[THE TASK]
Select all lines in the records that include "this".

[DATASET RECORDS]
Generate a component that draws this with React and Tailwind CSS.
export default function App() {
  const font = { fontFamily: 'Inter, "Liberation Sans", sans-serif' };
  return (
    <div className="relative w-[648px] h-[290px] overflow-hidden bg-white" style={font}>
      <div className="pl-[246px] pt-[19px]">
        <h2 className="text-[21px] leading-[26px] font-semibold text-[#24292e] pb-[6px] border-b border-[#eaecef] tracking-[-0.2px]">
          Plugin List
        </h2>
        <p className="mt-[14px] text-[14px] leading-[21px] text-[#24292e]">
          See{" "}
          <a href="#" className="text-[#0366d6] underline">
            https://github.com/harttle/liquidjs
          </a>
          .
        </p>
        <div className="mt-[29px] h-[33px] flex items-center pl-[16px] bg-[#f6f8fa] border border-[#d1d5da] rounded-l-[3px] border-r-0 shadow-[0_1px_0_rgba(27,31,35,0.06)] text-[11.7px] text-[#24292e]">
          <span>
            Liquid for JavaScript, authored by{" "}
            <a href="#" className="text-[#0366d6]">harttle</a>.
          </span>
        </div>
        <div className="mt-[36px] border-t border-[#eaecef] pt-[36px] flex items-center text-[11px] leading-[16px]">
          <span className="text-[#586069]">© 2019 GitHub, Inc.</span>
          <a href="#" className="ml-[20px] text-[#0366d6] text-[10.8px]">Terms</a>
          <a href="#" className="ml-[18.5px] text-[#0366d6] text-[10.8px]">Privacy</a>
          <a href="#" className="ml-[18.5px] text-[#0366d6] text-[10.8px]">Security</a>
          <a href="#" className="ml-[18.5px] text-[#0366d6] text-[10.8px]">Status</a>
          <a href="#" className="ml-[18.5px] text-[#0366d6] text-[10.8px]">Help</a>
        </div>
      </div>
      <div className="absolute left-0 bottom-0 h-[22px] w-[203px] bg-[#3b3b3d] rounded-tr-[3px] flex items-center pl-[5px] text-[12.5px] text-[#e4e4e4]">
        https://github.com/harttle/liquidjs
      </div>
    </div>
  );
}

---

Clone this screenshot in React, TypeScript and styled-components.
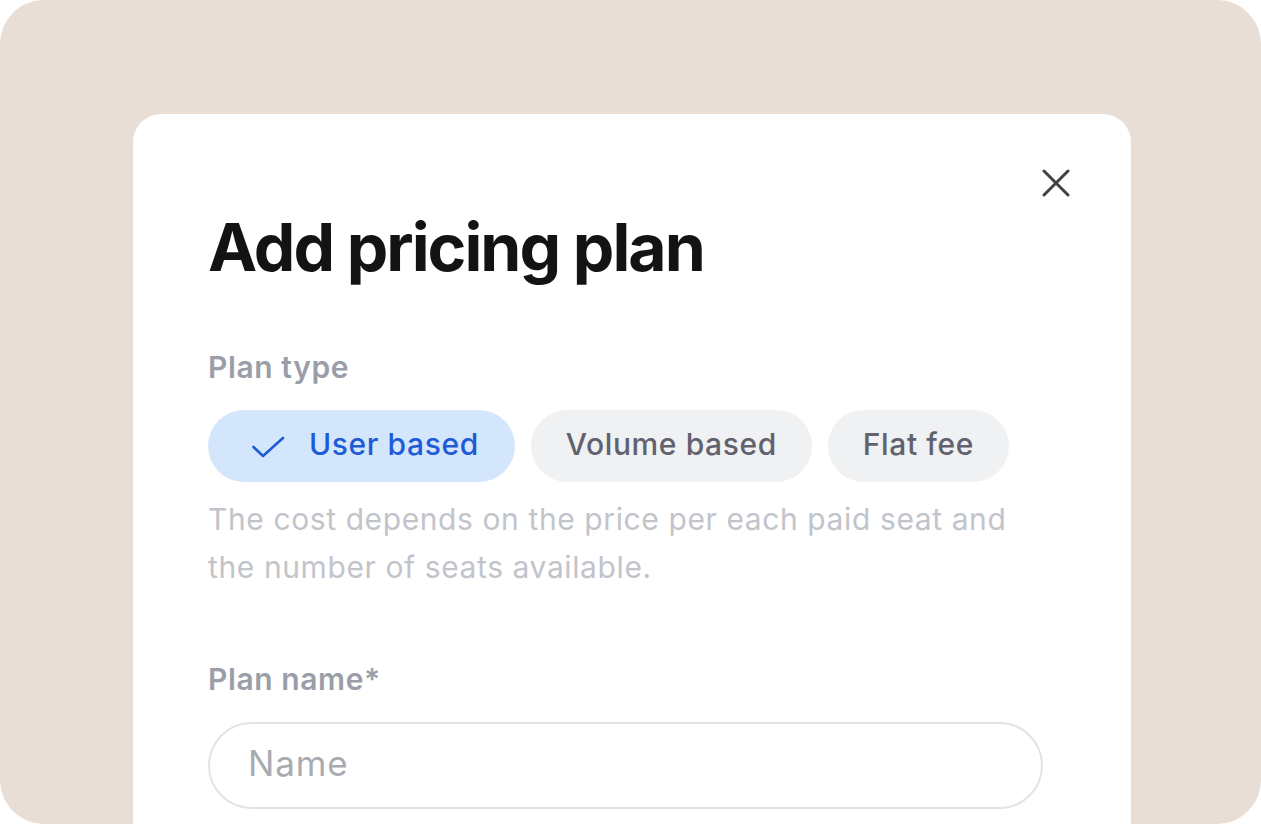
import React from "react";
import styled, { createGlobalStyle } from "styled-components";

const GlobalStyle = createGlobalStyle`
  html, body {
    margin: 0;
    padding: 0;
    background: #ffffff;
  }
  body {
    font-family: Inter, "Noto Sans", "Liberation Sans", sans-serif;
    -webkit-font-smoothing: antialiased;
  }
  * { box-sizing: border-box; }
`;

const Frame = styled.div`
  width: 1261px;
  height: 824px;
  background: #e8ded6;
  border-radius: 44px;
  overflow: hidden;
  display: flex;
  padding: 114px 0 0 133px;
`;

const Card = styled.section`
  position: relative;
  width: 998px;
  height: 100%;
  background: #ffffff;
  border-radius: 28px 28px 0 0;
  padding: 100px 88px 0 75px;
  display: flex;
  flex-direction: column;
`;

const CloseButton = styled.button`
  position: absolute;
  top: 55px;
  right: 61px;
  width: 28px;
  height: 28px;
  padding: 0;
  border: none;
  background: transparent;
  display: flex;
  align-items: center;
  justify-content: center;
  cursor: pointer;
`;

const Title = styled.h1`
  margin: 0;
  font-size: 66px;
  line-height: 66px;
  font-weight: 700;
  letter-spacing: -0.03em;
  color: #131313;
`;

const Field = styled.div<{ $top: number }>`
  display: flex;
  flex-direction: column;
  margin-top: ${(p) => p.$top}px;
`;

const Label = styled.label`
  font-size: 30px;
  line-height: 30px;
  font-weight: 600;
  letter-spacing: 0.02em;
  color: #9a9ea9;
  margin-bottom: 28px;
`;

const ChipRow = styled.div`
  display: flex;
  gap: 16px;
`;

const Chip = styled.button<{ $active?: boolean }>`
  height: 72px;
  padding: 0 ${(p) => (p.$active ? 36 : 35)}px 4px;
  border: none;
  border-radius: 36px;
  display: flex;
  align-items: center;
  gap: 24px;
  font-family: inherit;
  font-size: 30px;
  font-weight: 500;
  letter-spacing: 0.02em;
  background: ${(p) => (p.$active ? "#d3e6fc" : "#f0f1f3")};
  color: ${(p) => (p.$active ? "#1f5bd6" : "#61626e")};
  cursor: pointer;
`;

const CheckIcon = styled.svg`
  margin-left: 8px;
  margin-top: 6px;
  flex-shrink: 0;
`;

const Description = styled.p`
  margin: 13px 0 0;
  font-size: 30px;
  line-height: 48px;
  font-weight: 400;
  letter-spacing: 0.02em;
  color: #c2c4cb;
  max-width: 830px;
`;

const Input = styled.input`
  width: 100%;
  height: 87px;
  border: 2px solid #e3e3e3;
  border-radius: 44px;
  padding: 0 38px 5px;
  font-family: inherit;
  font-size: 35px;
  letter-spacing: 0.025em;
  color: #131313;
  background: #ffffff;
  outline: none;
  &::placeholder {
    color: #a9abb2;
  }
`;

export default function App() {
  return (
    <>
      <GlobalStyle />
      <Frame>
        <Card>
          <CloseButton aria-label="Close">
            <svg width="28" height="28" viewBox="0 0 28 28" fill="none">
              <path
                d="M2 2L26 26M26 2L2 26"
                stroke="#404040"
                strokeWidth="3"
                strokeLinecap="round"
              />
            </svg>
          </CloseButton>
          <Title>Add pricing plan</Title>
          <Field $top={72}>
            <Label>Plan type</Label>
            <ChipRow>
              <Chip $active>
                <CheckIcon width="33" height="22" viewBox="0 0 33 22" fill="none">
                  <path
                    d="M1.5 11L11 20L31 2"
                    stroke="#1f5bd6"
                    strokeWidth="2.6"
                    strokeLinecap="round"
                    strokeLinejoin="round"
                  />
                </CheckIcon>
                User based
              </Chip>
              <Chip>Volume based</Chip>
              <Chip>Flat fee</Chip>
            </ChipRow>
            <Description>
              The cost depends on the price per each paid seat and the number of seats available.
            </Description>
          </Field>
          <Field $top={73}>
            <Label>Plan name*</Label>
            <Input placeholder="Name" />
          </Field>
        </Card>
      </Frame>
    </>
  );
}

==

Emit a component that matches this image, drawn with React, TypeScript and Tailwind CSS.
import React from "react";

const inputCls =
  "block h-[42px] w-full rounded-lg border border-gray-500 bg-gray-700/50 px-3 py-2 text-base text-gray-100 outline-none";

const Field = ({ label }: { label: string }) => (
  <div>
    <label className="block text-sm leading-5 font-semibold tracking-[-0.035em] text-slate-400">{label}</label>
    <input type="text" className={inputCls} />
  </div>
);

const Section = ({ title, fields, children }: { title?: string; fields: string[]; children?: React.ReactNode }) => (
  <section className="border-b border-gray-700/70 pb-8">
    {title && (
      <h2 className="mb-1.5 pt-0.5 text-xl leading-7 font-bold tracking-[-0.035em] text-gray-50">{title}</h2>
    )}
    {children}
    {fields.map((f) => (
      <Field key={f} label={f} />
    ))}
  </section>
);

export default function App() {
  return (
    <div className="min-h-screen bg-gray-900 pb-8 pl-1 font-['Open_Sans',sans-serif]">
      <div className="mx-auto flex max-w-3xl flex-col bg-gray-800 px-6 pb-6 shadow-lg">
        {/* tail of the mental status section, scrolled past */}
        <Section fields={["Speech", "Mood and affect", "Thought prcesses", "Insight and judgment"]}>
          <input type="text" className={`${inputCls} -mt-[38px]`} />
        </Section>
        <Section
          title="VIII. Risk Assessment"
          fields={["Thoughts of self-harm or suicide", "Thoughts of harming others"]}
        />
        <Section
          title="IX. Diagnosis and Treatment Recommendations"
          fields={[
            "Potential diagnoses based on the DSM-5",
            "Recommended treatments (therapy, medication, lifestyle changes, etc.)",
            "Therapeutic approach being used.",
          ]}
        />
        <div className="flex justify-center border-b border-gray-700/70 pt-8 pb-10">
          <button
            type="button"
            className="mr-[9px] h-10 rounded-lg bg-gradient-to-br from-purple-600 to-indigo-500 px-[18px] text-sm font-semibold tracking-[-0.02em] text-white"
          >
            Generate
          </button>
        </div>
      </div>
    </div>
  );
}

[EXERCISE OUTPUT]
Generate a component that draws this with React and Tailwind CSS.
Clone this screenshot in React, TypeScript and styled-components.
Emit a component that matches this image, drawn with React, TypeScript and Tailwind CSS.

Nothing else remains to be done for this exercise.